The Fed's New Normal
Looking forward to 2016.
Wednesday's announcement that the Federal Reserve will raise its benchmark interest rate by a quarter of a percentage point may be the most widely anticipated news in the history of U.S. monetary policy. Had Fed Chair Janet Yellen said anything else, investors would have been stunned.
All the pre-event chatter made the move mandatory. Fortunately, the decision was also correct, because slack in the labor market has diminished to the point where monetary policy needs to gradually get back to normal. That said, this new course won’t be easy. U.S. economic policy faces three big tests over the coming months.
First, the Fed has to make sure interest rates rise without incident, and that task is far from straightforward. The Fed will be trying to normalize monetary policy in conditions that are anything but normal.
The central bank's quantitative-easing program has swollen its balance sheet and injected trillions of dollars into the economy. Yet to raise interest rates, the Fed needs to create a controlled shortage of money. New financial regulations add a further complication, because they're affecting the market for safe liquid securities. In short, the Fed will be using new techniques in different financial markets, and how well they will work remains an open question.

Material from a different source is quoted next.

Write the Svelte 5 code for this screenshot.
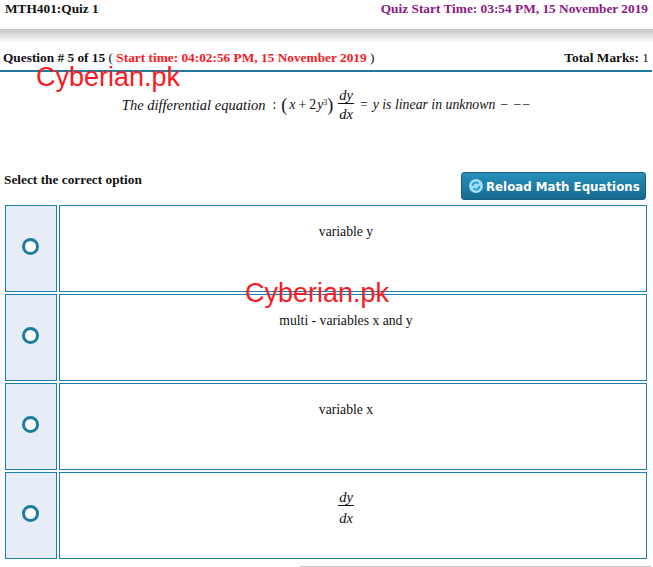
<script>
    const options = [
        { text: "variable y" },
        { text: "multi - variables x and y" },
        { text: "variable x" },
        { fraction: true }
    ];
</script>

<div class="topbar">
    <b class="course">MTH401:Quiz 1</b>
    <b class="quizTime">Quiz Start Time: 03:54 PM, 15 November 2019</b>
</div>
<div class="shadow"></div>

<section class="page">
    <div class="questionHead">
        <span><b>Question # 5 of 15</b> ( <b class="red">Start time: 04:02:56 PM, 15 November 2019</b> )</span>
        <span><b>Total Marks:</b> 1</span>
    </div>

    <div class="equation">
        <i class="lead">The differential equation</i>
        <span class="colon">:</span>
        <span class="group"><span class="paren">(</span><i>x</i><span class="plus">+</span><span>2</span><i>y</i><sup>3</sup><span class="paren">)</span></span>
        <span class="frac eqFrac"><i>dy</i><i class="under">dx</i></span>
        <span class="equals">=</span>
        <i>y is linear in unknown</i>
        <span class="dashes">&minus; &minus;&minus;</span>
    </div>

    <div class="selectRow">
        <b>Select the correct option</b>
        <button class="reload">
            <svg width="14" height="14" viewBox="0 0 14 14">
                <circle cx="7" cy="7" r="7" fill="#a5dcf5" />
                <path d="M3.5 7a3.5 3.5 0 0 1 6-2.4M10.5 7a3.5 3.5 0 0 1-6 2.4" fill="none" stroke="#2b9fd6" stroke-width="2" />
            </svg>
            <span class="reloadText">Reload Math Equations</span>
        </button>
    </div>

    <div class="options">
        {#each options as option}
        <div class="row">
            <div class="pick"><span class="radio"></span></div>
            <div class="answer">
                {#if option.fraction}
                <span class="frac answerFrac"><i>dy</i><i class="under">dx</i></span>
                {:else}
                {option.text}
                {/if}
            </div>
        </div>
        {/each}
    </div>
    <div class="bottomLine"></div>

    <span class="mark markOne">Cyberian.pk</span>
    <span class="mark markTwo">Cyberian.pk</span>
</section>

<style>
    :global(body) {
        background: #fff;
        color: #111;
        font-family: "Liberation Serif", serif;
        font-size: 13.33px;
    }
    .topbar {
        display: flex;
        justify-content: space-between;
        align-items: center;
        height: 29px;
        padding: 0 5px 11px 5px;
        box-sizing: border-box;
    }
    .quizTime {
        color: #8a1a82;
    }
    .shadow {
        height: 14px;
        background: linear-gradient(#c4c4c4, #fff);
    }
    .page {
        position: relative;
    }
    .questionHead {
        display: flex;
        justify-content: space-between;
        align-items: center;
        height: 25px;
        margin-right: 1px;
        padding: 2px 3px 0;
        border-bottom: 2px solid #1f7a9c;
    }
    .red {
        color: #fb1a1f;
    }
    .equation {
        display: flex;
        justify-content: center;
        align-items: center;
        height: 36px;
        margin-top: 15px;
        font-size: 13.8px;
        white-space: pre;
    }
    .lead {
        font-size: 14.5px;
    }
    .group {
        display: flex;
        align-items: center;
    }
    .group sup {
        font-size: 8px;
        align-self: flex-start;
        margin-top: 3px;
    }
    .paren {
        font-size: 18px;
    }
    .group i {
        margin-left: 1px;
    }
    .group .paren:first-child {
        margin-right: 1px;
    }
    .group .plus {
        margin: 0 3px;
    }
    .colon {
        margin: 0 5px 0 7px;
    }
    .dashes {
        margin-left: 5px;
        letter-spacing: 1px;
    }
    .frac {
        display: inline-flex;
        flex-direction: column;
        align-items: center;
        line-height: 15px;
        font-size: 14.5px;
    }
    .eqFrac {
        margin: 0 6px 0 5px;
    }
    .equals {
        margin-right: 5px;
    }
    .under {
        border-top: 1px solid #111;
        padding: 3px 1px 0;
    }
    .answerFrac {
        position: relative;
        top: -1px;
    }
    .answerFrac .under {
        padding-top: 5px;
    }
    .selectRow {
        display: flex;
        justify-content: space-between;
        align-items: center;
        height: 28px;
        margin-top: 49px;
        padding: 0 7px 0 4px;
    }
    .selectRow b {
        position: relative;
        top: -6px;
    }
    .reload {
        display: flex;
        align-items: center;
        gap: 3px;
        width: 185px;
        height: 28px;
        padding: 0 0 0 7px;
        border: 1px solid #17607f;
        border-radius: 3px;
        background: linear-gradient(#2791bb, #176a8f);
        color: #fff;
        font-family: "DejaVu Sans", sans-serif;
        font-size: 11.8px;
        font-weight: bold;
    }
    .reloadText {
        position: relative;
        top: 1px;
    }
    .options {
        display: flex;
        flex-direction: column;
        gap: 2px;
        margin: 5px 6px 0 5px;
    }
    .row {
        display: flex;
        gap: 2px;
        height: 87px;
    }
    .pick, .answer {
        border: 1px solid #1b80ac;
        box-sizing: border-box;
    }
    .pick {
        display: flex;
        justify-content: center;
        align-items: center;
        flex: 0 0 52px;
        padding: 0 1px 4px 0;
        background: #e6edf7;
    }
    .radio {
        width: 11px;
        height: 11px;
        border: 3px solid #1f7a9f;
        border-radius: 50%;
        background: #fff;
    }
    .answer {
        flex: 1;
        padding: 18px 14px 0 0;
        text-align: center;
        font-size: 13.7px;
    }
    .bottomLine {
        height: 1px;
        margin: 7px 2px 0 300px;
        background: #c4c4c4;
    }
    .mark {
        position: absolute;
        color: #fb1a1f;
        font-family: "Liberation Sans", sans-serif;
        font-size: 27px;
        line-height: 26px;
    }
    .markOne {
        left: 36px;
        top: 21px;
    }
    .markTwo {
        left: 245px;
        top: 237px;
    }
</style>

Second, the Fed must guide investors on what to expect next. This poses difficulties, too. The Fed needs to insist -- and keep insisting -- that there's no fixed schedule for further rate increases, that data not dates will drive policy and that rates can go back down if need be. Its new policy statement says as much, but relentless consistency on these points is vital.
Bear in mind, the Fed tried to send the same message before, but the information got blurred in transmission: Investors came to expect a first interest-rate rise by the end of this year regardless. As it turned out, economic data aligned with that expectation -- but the Fed should never put itself in that position again. It shouldn't have to choose between what the data require and what markets have come to expect based on the calendar.
The third challenge is not for the Fed but for Washington's other policy makers -- if calling them policy makers isn't too much of a stretch. The Fed cannot carry the whole burden of macroeconomic policy, least of all under current conditions. The recovery is far from robust; despite the fall in headline unemployment, there's little sign of wage or price inflation. It would be foolish to rule out new economic setbacks. Interest rates are still close to zero, and renewed QE would arouse financial-stability concerns, so the Fed would lack good tools to respond.
What else is there? The answer is fiscal policy -- an especially powerful countercyclical weapon in conditions like these. Yet in its protracted negotiations over spending measures and its endless back-and-forth on tax policy, Congress never so much as considers the macroeconomic dimension. Perhaps it's a waste of breath to say it, but anyway: If this neglect persists, the U.S. will pay a heavy price.
For the past several years, the Fed has been asked to do it all. Under difficult conditions it has acquitted itself well. In the future, out of choice or dire necessity, Washington's approach to economic policy will have to change.